In God We Trust

What Obama Knows

Every president gets things wrong. What sets Obama apart is his ideological rigidity and fathomless ignorance.

 

By Bret Stephens
WSJ.com

Serious people feel an obligation to listen whenever Barack Obama speaks. They furrow their brow and hold their chin and parse every word. They assume that most everything a president says is significant, which is true. They assume that what's significant must also be well-informed. Not necessarily.

I've been thinking about this as it becomes clear that, even at an elementary level, Mr. Obama often doesn't know what he's talking about. It isn't so much his analysis of global events that's wrong, though it is. The deeper problem is the foundation of knowledge on which that analysis is built.

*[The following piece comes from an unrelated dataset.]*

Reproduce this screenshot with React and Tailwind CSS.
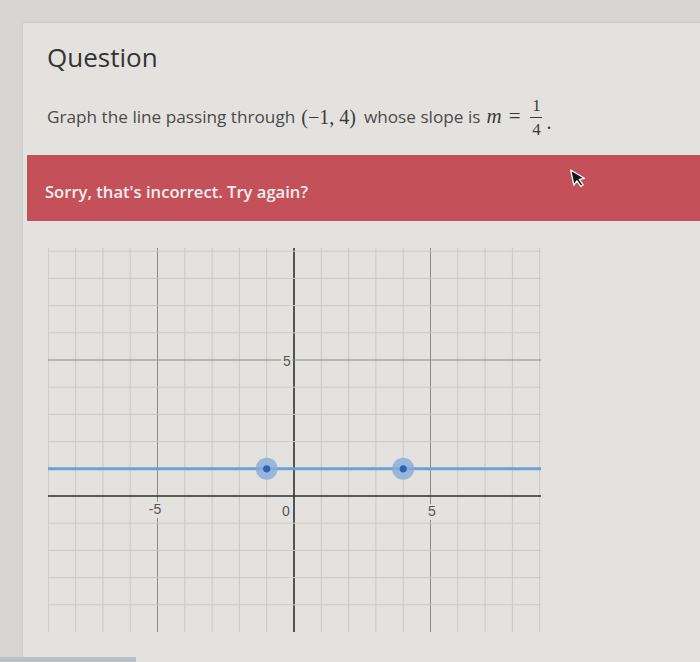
import React from "react";

const UX = 27.3;
const UY = 27.2;
const OX = 246;
const OY = 248;

function Graph() {
  const xs = [];
  for (let i = -9; i <= 9; i++) xs.push(i);
  const ys = [];
  for (let j = -4; j <= 9; j++) ys.push(j);

  return (
    <svg width="494" height="385" viewBox="0 0 494 385" className="block">
      {/* grid */}
      {xs.map((i) => (
        <line
          key={"v" + i}
          x1={OX + i * UX}
          y1={0}
          x2={OX + i * UX}
          y2={384}
          stroke={i === 0 ? "#2f2f2f" : Math.abs(i) === 5 ? "#8c8a87" : "#cbc9c5"}
          strokeWidth={i === 0 ? 1.6 : 1}
        />
      ))}
      {ys.map((j) => (
        <line
          key={"h" + j}
          x1={0}
          y1={OY - j * UY}
          x2={493}
          y2={OY - j * UY}
          stroke={j === 0 ? "#2f2f2f" : Math.abs(j) === 5 ? "#8c8a87" : "#cbc9c5"}
          strokeWidth={j === 0 ? 1.6 : 1}
        />
      ))}

      {/* labels */}
      <g fontFamily="'Liberation Sans', Arial, sans-serif" fontSize="14" fill="#555">
        <rect x={99} y={254} width={16} height={16} fill="#e4e2df" />
        <text x={107} y={266} textAnchor="middle">-5</text>
        <rect x={232} y={256} width={11} height={16} fill="#e4e2df" />
        <text x={238} y={268} textAnchor="middle">0</text>
        <rect x={378} y={256} width={11} height={16} fill="#e4e2df" />
        <text x={384} y={268} textAnchor="middle">5</text>
        <rect x={233} y={106} width={11} height={16} fill="#e4e2df" />
        <text x={239} y={118} textAnchor="middle">5</text>
      </g>

      {/* student line */}
      <line x1={0} y1={OY - UY} x2={493} y2={OY - UY} stroke="#6e9fd6" strokeWidth="3" />
      {[-1, 4].map((p) => (
        <g key={p}>
          <circle cx={OX + p * UX} cy={OY - UY} r="11" fill="#86acda" fillOpacity="0.8" />
          <circle cx={OX + p * UX} cy={OY - UY} r="3.6" fill="#2a65b5" />
        </g>
      ))}
    </svg>
  );
}

function Cursor() {
  return (
    <svg width="16" height="22" viewBox="0 0 16 22" className="absolute left-[571px] top-[167px] -rotate-12">
      <path
        d="M1.5 1.5 L1.5 17 L5.3 13.4 L8 19.6 L10.6 18.5 L8 12.4 L13.2 12.4 Z"
        fill="#151515"
        stroke="#ffffff"
        strokeWidth="1.3"
        strokeLinejoin="round"
      />
    </svg>
  );
}

export default function App() {
  return (
    <div className="relative w-[700px] h-[662px] overflow-hidden bg-[#d7d5d2] pt-[22px] pl-[22px] font-['Open_Sans',sans-serif]">
      <div className="h-[640px] bg-[#e4e2df] border-l border-t border-[#cdcbc8] pt-[16px]">
        <h1 className="pl-[24px] text-[26px] leading-[36px] text-[#343434]">Question</h1>

        <div className="mt-[22px] pl-[24px] h-[40px] flex items-center text-[17.2px] text-[#4a4a4a]">
          <span>Graph the line passing through</span>
          <span className="ml-[6px] font-['Liberation_Serif',serif] text-[20px] text-[#3a3a3a]">
            (−1,<span className="ml-[5px]">4</span>)
          </span>
          <span className="ml-[8px]">whose slope is</span>
          <span className="ml-[6px] font-['Liberation_Serif',serif] italic text-[21px] text-[#3a3a3a]">m</span>
          <span className="ml-[7px] font-['Liberation_Serif',serif] text-[21px] text-[#3a3a3a]">=</span>
          <span className="ml-[10px] inline-flex flex-col items-center font-['Liberation_Serif',serif] text-[17px] leading-[19px] text-[#3a3a3a]">
            <span>1</span>
            <span className="w-[12px] h-px bg-[#3a3a3a] my-[2px]" />
            <span>4</span>
          </span>
          <span className="ml-[4px] mt-[10px] font-['Liberation_Serif',serif] text-[20px] text-[#3a3a3a]">.</span>
        </div>

        <div className="mt-[18px] ml-[4px] h-[66px] bg-[#c4515a] flex items-center pl-[18px] pt-[8px]">
          <span className="text-[16.6px] font-semibold text-[#f6eeee]">Sorry, that's incorrect. Try again?</span>
        </div>

        <div className="mt-[27px] ml-[25px]">
          <Graph />
        </div>
      </div>

      <Cursor />
      <div className="absolute left-0 bottom-0 w-[136px] h-[5px] bg-[#b9c0ca]" />
    </div>
  );
}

Here, for instance, is Mr. Obama answering a question posed in August by New York Times columnist Tom Friedman, who wanted the president's thoughts on the new global disorder.

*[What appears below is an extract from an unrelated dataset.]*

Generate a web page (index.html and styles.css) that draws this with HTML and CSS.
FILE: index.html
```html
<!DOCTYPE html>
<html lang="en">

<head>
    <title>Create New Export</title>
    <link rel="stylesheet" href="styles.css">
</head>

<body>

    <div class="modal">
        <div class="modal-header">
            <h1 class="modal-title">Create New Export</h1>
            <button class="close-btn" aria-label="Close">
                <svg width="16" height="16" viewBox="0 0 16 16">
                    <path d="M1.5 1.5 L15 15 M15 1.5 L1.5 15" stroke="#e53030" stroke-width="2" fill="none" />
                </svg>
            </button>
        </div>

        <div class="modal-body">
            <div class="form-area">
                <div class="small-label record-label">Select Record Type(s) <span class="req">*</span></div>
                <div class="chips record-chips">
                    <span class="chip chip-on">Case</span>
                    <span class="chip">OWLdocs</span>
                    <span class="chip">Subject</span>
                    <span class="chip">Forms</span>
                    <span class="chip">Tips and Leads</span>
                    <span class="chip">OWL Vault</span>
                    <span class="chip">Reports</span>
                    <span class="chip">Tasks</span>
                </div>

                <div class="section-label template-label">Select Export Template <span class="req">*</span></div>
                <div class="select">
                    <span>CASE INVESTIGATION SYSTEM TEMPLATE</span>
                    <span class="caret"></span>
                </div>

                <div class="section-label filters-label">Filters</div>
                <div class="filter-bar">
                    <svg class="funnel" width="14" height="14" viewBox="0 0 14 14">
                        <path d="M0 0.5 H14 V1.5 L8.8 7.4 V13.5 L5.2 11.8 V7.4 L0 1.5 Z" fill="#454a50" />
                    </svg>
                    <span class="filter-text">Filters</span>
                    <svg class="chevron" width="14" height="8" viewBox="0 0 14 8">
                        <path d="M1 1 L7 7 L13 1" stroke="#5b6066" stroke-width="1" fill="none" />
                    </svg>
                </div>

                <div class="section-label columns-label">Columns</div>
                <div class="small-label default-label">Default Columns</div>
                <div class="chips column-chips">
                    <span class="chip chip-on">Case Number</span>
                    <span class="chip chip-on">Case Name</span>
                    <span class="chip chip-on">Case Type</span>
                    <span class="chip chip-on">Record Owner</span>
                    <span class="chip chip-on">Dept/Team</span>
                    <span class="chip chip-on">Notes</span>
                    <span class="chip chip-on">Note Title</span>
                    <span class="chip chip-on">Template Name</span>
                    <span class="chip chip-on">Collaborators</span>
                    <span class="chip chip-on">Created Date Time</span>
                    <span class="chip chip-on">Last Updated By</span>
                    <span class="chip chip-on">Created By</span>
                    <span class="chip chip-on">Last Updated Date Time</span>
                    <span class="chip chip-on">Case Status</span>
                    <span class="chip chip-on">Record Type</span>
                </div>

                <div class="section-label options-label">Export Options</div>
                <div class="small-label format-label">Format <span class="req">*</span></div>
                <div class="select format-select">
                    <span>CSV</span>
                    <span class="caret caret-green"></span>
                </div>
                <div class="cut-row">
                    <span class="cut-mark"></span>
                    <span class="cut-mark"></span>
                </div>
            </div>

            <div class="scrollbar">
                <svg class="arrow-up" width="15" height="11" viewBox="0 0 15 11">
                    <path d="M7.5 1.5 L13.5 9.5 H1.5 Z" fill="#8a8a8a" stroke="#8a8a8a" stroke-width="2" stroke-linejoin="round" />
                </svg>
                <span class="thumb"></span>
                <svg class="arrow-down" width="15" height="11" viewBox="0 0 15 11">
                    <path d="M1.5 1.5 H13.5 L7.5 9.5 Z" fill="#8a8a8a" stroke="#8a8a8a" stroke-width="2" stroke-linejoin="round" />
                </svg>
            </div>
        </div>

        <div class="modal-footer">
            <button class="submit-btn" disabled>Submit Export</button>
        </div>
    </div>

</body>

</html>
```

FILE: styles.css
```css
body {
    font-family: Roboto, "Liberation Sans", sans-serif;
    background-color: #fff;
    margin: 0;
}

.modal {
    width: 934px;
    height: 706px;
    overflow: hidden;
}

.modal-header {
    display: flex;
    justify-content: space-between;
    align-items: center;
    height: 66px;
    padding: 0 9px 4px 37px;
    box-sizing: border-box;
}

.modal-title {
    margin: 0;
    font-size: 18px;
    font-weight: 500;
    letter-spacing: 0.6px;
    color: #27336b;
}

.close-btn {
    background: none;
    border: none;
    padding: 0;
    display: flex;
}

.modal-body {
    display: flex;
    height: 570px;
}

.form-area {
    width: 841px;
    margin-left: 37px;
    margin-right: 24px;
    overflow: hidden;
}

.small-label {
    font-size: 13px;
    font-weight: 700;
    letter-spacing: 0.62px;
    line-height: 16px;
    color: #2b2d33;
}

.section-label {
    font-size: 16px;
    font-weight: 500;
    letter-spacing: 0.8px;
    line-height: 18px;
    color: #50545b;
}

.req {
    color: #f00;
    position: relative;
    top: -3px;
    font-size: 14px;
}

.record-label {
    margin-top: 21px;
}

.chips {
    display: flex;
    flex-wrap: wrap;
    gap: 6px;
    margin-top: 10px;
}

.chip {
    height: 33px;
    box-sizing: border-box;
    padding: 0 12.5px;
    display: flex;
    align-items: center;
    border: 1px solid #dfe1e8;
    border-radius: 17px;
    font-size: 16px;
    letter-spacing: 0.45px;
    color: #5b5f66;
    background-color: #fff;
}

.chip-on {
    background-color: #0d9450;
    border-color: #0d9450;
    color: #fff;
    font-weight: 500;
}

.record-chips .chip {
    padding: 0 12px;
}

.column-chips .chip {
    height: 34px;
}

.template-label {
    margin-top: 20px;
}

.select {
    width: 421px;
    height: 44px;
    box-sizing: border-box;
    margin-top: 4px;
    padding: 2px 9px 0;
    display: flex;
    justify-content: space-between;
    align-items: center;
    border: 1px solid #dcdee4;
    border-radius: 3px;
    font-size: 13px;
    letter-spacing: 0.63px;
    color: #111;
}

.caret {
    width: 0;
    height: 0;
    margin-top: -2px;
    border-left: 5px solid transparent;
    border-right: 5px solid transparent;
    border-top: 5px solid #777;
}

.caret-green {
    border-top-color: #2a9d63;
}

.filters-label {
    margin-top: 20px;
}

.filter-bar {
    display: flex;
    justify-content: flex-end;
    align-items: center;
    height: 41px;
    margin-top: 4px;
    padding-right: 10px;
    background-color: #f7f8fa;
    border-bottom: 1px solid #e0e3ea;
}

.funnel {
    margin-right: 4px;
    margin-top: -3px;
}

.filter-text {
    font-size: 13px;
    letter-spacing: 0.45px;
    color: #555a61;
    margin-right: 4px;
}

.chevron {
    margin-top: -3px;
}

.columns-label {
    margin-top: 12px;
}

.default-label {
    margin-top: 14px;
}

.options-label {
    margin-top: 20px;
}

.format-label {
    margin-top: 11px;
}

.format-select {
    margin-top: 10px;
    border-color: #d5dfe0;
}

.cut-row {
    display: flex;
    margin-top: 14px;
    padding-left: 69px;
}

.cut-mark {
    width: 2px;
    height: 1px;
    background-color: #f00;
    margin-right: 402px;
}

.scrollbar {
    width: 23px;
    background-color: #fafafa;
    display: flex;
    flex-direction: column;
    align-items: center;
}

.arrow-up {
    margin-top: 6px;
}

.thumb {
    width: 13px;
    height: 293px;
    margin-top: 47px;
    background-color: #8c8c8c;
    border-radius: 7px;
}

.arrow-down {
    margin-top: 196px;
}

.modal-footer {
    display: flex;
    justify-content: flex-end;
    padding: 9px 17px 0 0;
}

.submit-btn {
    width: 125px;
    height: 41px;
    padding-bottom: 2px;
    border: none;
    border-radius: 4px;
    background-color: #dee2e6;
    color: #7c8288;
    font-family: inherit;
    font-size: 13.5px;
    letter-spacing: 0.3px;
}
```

"You can't generalize across the globe," the president replied. "Because there are a bunch of places where good news keeps on coming. Asia continues to grow . . . and not only is it growing but you're starting to see democracies in places like Indonesia solidifying."

"The trend lines in Latin America are good," he added. "Overall, there's still cause for optimism."

Here, now, is reality: In Japan, the economy is contracting. China's real-estate market is a bubble waiting to burst. Indonesia's democracy may be solidifying, but so is Islamism and the persecution of religious minorities. Democracy has been overthrown in Thailand. The march toward freedom in Burma—supposedly one of Mr. Obama's (and Hillary Clinton's ) signature diplomatic victories—has stalled. India may do better than before under its new prime minister, Narendra Modi, but gone are the days when serious people think of India as a future superpower. The government of Pakistan is, as ever, on the verge of collapse.

As for Latin America, Argentina just defaulted for the second time in 13 years. Brazil is in recession. Venezuela is a brutal dictatorship. Ecuador is well on its way to becoming one.

I begin with these examples not because there aren't bright spots in Asia (South Korea is one) or Latin America (Colombia is another) but because it's so typically Obama. Warn against generalization—and then generalize. Cite an example—but one that isn't representative. Talk about a trend line—but get the direction of the trend wrong.

Next example: Turkey. In 2009 Mr. Obama decided to elevate Turkey and its prime minister, Recep Tayyip Erdogan, as his core partner in the Middle East. "On issue after issue we share common goals," he told the Turkish parliament in April 2009. In 2012 he said that he and Mr. Erdogan had developed "bonds of trust."

Yet in 2009 it was already clear that Mr. Erdogan was orchestrating huge show trials against his political opponents based on outlandish charges. By 2010 it was clear that he was an avowed supporter of Hamas, not to mention a vocal anti-Semite. In 2012 the Committee to Protect Journalists noted that Turkey had more journalists in prison than China and Iran put together.

Now turn to Yemen. In 2012, after the Arab Spring, the president singled out Yemen as a model for a prospective political transition in Syria. Mr. Obama was at it again just two weeks ago, citing the fight against al Qaeda in Yemen as the model for the war he intends to wage against the Islamic State in Iraq and Syria.

Whoops. "Over the weekend," noted McClatchy's Adam Baron on Monday, "the growing gap between administration rhetoric and reality came to a head, as the acerbically anti-American Houthi rebels—who American diplomats allege have close financial and military ties with Iran—took control of many areas of the capital, Sanaa, with minimal resistance from the U.S.-supplied Yemeni armed forces."

Keep going around the world. He declared victory over al Qaeda and dismissed groups such as ISIS as "the jayvee team" at the very moment that al Qaeda was roaring back. He mocked the notion of Russia being our enemy—remember the line about the 1980s wanting "its foreign policy back"?—just as Russia was again becoming our enemy.

He predicted in 2012 that "Assad's days are numbered" just as the Syrian dictator was turning the tide of war in his favor. He defended last November's nuclear deal with Tehran, saying "it's not going to be hard for us to turn the dials back or strengthen sanctions even further" in the event that diplomacy failed. In reality, as the Foundation for Defense of Democracies notes, "burgeoning trade ties with Turkey, increased oil sales to China, and reports of multibillion-dollar Russian-Iranian trade deals, not yet consummated but in the offing, are giving [Iran] a 'Plan B' escape hatch."

Every administration tries to spin events its way; every president gets things wrong. Mr. Obama is not exceptional in those respects. Where he stands apart is in his combination of ideological rigidity and fathomless ignorance. What does the president know? The simple answer, and maybe the truest, is: not a lot.